### Recorded data:

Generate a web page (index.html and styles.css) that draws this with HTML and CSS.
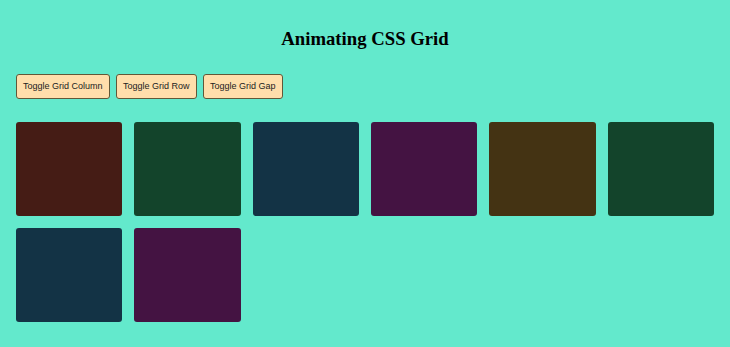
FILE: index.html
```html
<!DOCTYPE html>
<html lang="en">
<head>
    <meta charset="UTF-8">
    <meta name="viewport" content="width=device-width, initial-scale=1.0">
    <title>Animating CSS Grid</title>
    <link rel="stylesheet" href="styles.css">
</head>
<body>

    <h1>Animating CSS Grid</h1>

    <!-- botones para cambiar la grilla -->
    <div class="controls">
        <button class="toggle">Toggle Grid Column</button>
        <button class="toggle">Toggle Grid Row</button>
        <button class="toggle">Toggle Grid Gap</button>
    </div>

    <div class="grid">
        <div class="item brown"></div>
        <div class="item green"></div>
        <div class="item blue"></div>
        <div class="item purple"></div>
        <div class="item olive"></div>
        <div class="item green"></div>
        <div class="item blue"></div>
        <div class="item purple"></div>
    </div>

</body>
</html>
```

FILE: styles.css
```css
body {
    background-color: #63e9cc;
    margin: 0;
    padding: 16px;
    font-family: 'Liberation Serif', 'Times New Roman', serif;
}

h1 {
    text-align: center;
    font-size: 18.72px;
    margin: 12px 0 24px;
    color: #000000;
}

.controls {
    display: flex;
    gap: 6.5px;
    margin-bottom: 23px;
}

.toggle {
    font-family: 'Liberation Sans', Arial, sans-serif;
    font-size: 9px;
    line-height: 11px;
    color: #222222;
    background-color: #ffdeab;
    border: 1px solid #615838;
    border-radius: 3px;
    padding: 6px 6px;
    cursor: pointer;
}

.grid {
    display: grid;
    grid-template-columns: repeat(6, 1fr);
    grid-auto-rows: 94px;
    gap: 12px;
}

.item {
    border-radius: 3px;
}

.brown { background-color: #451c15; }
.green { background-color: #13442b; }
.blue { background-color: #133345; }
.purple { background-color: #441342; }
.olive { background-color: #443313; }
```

### What is needed:
Leave out all pictures, then copy the remaining material exactly.

### Answer for this exercise:
Generate a web page (index.html and styles.css) that draws this with HTML and CSS.
FILE: index.html
```html
<!DOCTYPE html>
<html lang="en">
<head>
    <meta charset="UTF-8">
    <meta name="viewport" content="width=device-width, initial-scale=1.0">
    <title>Animating CSS Grid</title>
    <link rel="stylesheet" href="styles.css">
</head>
<body>

    <h1>Animating CSS Grid</h1>

    <!-- botones para cambiar la grilla -->
    <div class="controls">
        <button class="toggle">Toggle Grid Column</button>
        <button class="toggle">Toggle Grid Row</button>
        <button class="toggle">Toggle Grid Gap</button>
    </div>

    <div class="grid">
        <div class="item brown"></div>
        <div class="item green"></div>
        <div class="item blue"></div>
        <div class="item purple"></div>
        <div class="item olive"></div>
        <div class="item green"></div>
        <div class="item blue"></div>
        <div class="item purple"></div>
    </div>

</body>
</html>
```

FILE: styles.css
```css
body {
    background-color: #63e9cc;
    margin: 0;
    padding: 16px;
    font-family: 'Liberation Serif', 'Times New Roman', serif;
}

h1 {
    text-align: center;
    font-size: 18.72px;
    margin: 12px 0 24px;
    color: #000000;
}

.controls {
    display: flex;
    gap: 6.5px;
    margin-bottom: 23px;
}

.toggle {
    font-family: 'Liberation Sans', Arial, sans-serif;
    font-size: 9px;
    line-height: 11px;
    color: #222222;
    background-color: #ffdeab;
    border: 1px solid #615838;
    border-radius: 3px;
    padding: 6px 6px;
    cursor: pointer;
}

.grid {
    display: grid;
    grid-template-columns: repeat(6, 1fr);
    grid-auto-rows: 94px;
    gap: 12px;
}

.item {
    border-radius: 3px;
}

.brown { background-color: #451c15; }
.green { background-color: #13442b; }
.blue { background-color: #133345; }
.purple { background-color: #441342; }
.olive { background-color: #443313; }
```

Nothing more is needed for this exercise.